[START Entries]
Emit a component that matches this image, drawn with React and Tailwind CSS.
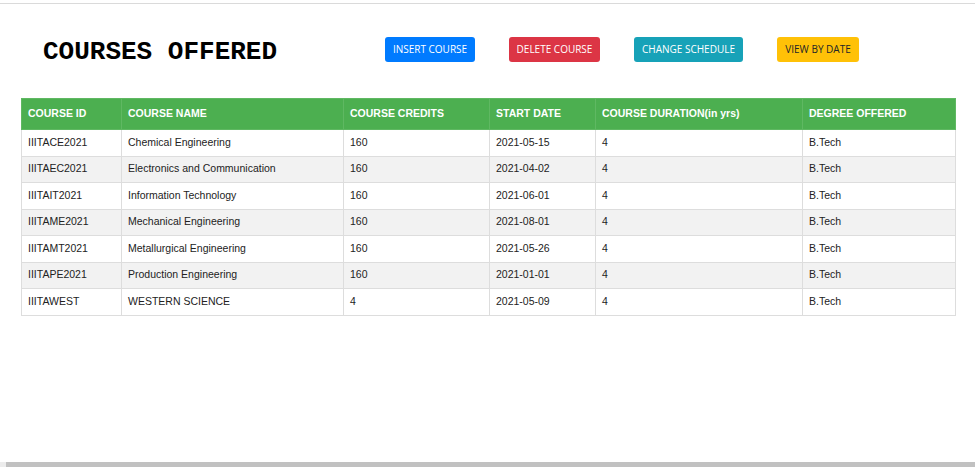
const rows = [
  ["IIITACE2021", "Chemical Engineering", "160", "2021-05-15", "4", "B.Tech"],
  ["IIITAEC2021", "Electronics and Communication", "160", "2021-04-02", "4", "B.Tech"],
  ["IIITAIT2021", "Information Technology", "160", "2021-06-01", "4", "B.Tech"],
  ["IIITAME2021", "Mechanical Engineering", "160", "2021-08-01", "4", "B.Tech"],
  ["IIITAMT2021", "Metallurgical Engineering", "160", "2021-05-26", "4", "B.Tech"],
  ["IIITAPE2021", "Production Engineering", "160", "2021-01-01", "4", "B.Tech"],
  ["IIITAWEST", "WESTERN SCIENCE", "4", "2021-05-09", "4", "B.Tech"],
];

const headers = [
  "COURSE ID",
  "COURSE NAME",
  "COURSE CREDITS",
  "START DATE",
  "COURSE DURATION(in yrs)",
  "DEGREE OFFERED",
];

const colWidths = ["w-[100px]", "w-[222px]", "w-[146px]", "w-[106px]", "w-[207px]", "w-[153px]"];

function ActionButton({ label, className }) {
  return (
    <button
      className={`h-[25px] rounded-[3px] text-[10px] font-['Open_Sans',sans-serif] leading-none ${className}`}
    >
      {label}
    </button>
  );
}

export default function App() {
  return (
    <div className="h-[467px] flex flex-col bg-white overflow-hidden font-['Liberation_Sans',Arial,sans-serif]">
      <div className="h-[4px] border-b border-[#dadada]" />

      <div className="flex-1">
        <div className="flex items-center h-[94px] pb-[4px]">
          <h1 className="ml-[43px] mt-[6px] w-[342px] text-[26px] font-bold text-black font-['Courier_New','Liberation_Mono',monospace] leading-none">
            COURSES OFFERED
          </h1>
          <div className="flex items-center">
            <ActionButton label="INSERT COURSE" className="w-[90px] bg-[#007bff] text-white" />
            <ActionButton label="DELETE COURSE" className="ml-[34px] w-[91px] bg-[#dc3545] text-white" />
            <ActionButton label="CHANGE SCHEDULE" className="ml-[34px] w-[109px] bg-[#17a2b8] text-white" />
            <ActionButton label="VIEW BY DATE" className="ml-[34px] w-[82px] bg-[#ffc107] text-[#212529]" />
          </div>
        </div>

        <table className="ml-[21px] w-[934px] border-collapse table-fixed text-[10.5px]">
          <thead>
            <tr className="bg-[#4caf50] h-[31px]">
              {headers.map((h, i) => (
                <th
                  key={h}
                  className={`${colWidths[i]} border border-[#5fb862] px-[6px] text-left font-bold text-white`}
                >
                  {h}
                </th>
              ))}
            </tr>
          </thead>
          <tbody>
            {rows.map((r, ri) => (
              <tr key={r[0]} className={`h-[26.5px] ${ri % 2 === 1 ? "bg-[#f2f2f2]" : "bg-white"}`}>
                {r.map((c, ci) => (
                  <td key={ci} className="border border-[#dddddd] px-[6px] text-[#222]">
                    {c}
                  </td>
                ))}
              </tr>
            ))}
          </tbody>
        </table>
      </div>

      <div className="h-[5px] flex">
        <div className="w-[6px] bg-[#ececec]" />
        <div className="flex-1 bg-[#c1c1c1]" />
      </div>
    </div>
  );
}
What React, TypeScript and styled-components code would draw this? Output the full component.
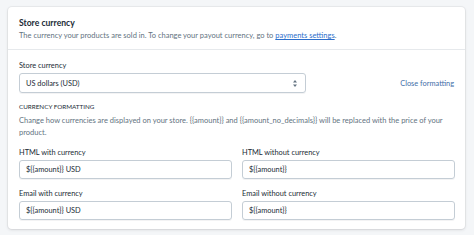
import styled, { createGlobalStyle } from "styled-components";

const GlobalStyle = createGlobalStyle`
  html, body {
    margin: 0;
    padding: 0;
    background: #f4f6f8;
  }
  body {
    font-family: Lato, "Noto Sans", sans-serif;
    color: #212b36;
  }
`;

const Page = styled.div`
  width: 474px;
  height: 235px;
  padding: 7px 9px 0 8px;
  box-sizing: border-box;
`;

const Card = styled.section`
  background: #fff;
  border-radius: 4px;
  box-shadow: 0 0 0 1px rgba(63, 63, 68, 0.05), 0 1px 3px 0 rgba(63, 63, 68, 0.15);
`;

const Header = styled.div`
  padding: 10px 11px 8px;
  border-bottom: 1px solid #e6e9ec;
`;

const Title = styled.h2`
  margin: 0 0 1px;
  font-size: 8.6px;
  font-weight: 700;
  line-height: 12px;
`;

const Subtitle = styled.p`
  margin: 0;
  font-size: 7.5px;
  line-height: 11px;
  color: #637381;
`;

const Link = styled.a`
  color: #2c6ecb;
  text-decoration: underline;
`;

const Body = styled.div`
  padding: 10px 10px 9px 11px;
`;

const FieldLabel = styled.label`
  display: block;
  font-size: 7.4px;
  line-height: 11px;
  margin-bottom: 2px;
`;

const SelectRow = styled.div`
  display: flex;
  align-items: center;
  justify-content: space-between;
`;

const SelectBox = styled.div`
  width: 287px;
  height: 20px;
  box-sizing: border-box;
  border: 1px solid #c4cdd5;
  border-radius: 3px;
  display: flex;
  align-items: center;
  justify-content: space-between;
  padding: 0 8px 0 6px;
  font-size: 7.4px;
  box-shadow: 0 1px 0 rgba(22, 29, 37, 0.05);
`;

const Arrows = styled.svg`
  width: 4px;
  height: 7px;
`;

const TextButton = styled.a`
  font-size: 7.4px;
  color: #3f6ea8;
  text-decoration: none;
  margin-right: 1px;
`;

const SectionHeading = styled.h3`
  margin: 8px 0 3px;
  font-size: 6.3px;
  font-weight: 400;
  line-height: 11px;
`;

const Help = styled.p`
  margin: 0;
  font-size: 7.5px;
  line-height: 11.5px;
  color: #637381;
`;

const Grid = styled.div`
  display: grid;
  grid-template-columns: 1fr 1fr;
  column-gap: 10px;
  row-gap: 9px;
  margin-top: 8.5px;
`;

const Field = styled.div`
  display: flex;
  flex-direction: column;
`;

const Input = styled.div`
  height: 19px;
  box-sizing: border-box;
  border: 1px solid #c4cdd5;
  border-radius: 3px;
  padding: 0 6px;
  display: flex;
  align-items: center;
  font-size: 7.4px;
  box-shadow: 0 1px 0 rgba(22, 29, 37, 0.05);
`;

const helpText =
  "Change how currencies are displayed on your store. {{amount}} and {{amount_no_decimals}} will be replaced with the price of your product.";

const fields = [
  { label: "HTML with currency", value: "${{amount}} USD" },
  { label: "HTML without currency", value: "${{amount}}" },
  { label: "Email with currency", value: "${{amount}} USD" },
  { label: "Email without currency", value: "${{amount}}" },
];

export default function App() {
  return (
    <>
      <GlobalStyle />
      <Page>
        <Card>
          <Header>
            <Title>Store currency</Title>
            <Subtitle>
              The currency your products are sold in. To change your payout currency, go to{" "}
              <Link href="#">payments settings</Link>.
            </Subtitle>
          </Header>
          <Body>
            <FieldLabel>Store currency</FieldLabel>
            <SelectRow>
              <SelectBox>
                <span>US dollars (USD)</span>
                <Arrows viewBox="0 0 4 7">
                  <path d="M2 0 L4 2.6 H0 Z M2 7 L0 4.4 H4 Z" fill="#637381" />
                </Arrows>
              </SelectBox>
              <TextButton href="#">Close formatting</TextButton>
            </SelectRow>
            <SectionHeading>CURRENCY FORMATTING</SectionHeading>
            <Help>{helpText}</Help>
            <Grid>
              {fields.map((f) => (
                <Field key={f.label}>
                  <FieldLabel>{f.label}</FieldLabel>
                  <Input>{f.value}</Input>
                </Field>
              ))}
            </Grid>
          </Body>
        </Card>
      </Page>
    </>
  );
}
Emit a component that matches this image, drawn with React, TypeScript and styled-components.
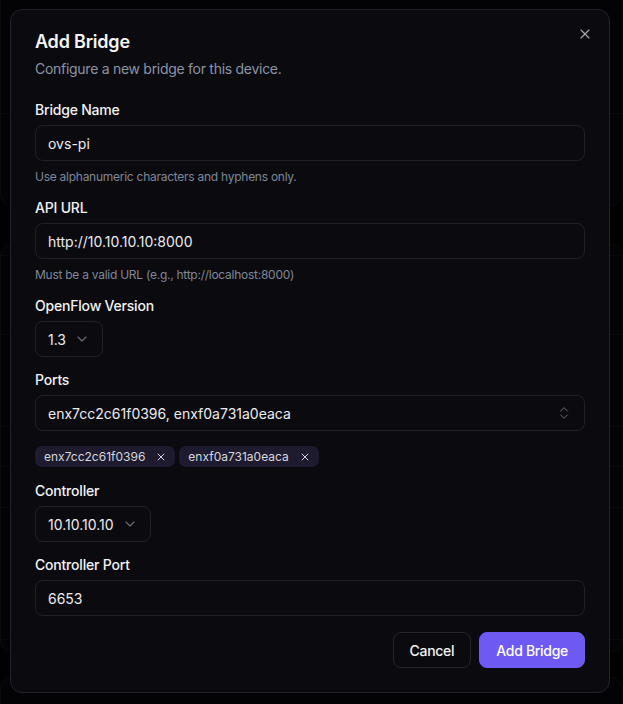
[END Entries]
== Given exercise ==
Extract each line holding the word "components" from the records.

== Finished task ==
What React, TypeScript and styled-components code would draw this? Output the full component.
import styled, { createGlobalStyle } from "styled-components";
Emit a component that matches this image, drawn with React, TypeScript and styled-components.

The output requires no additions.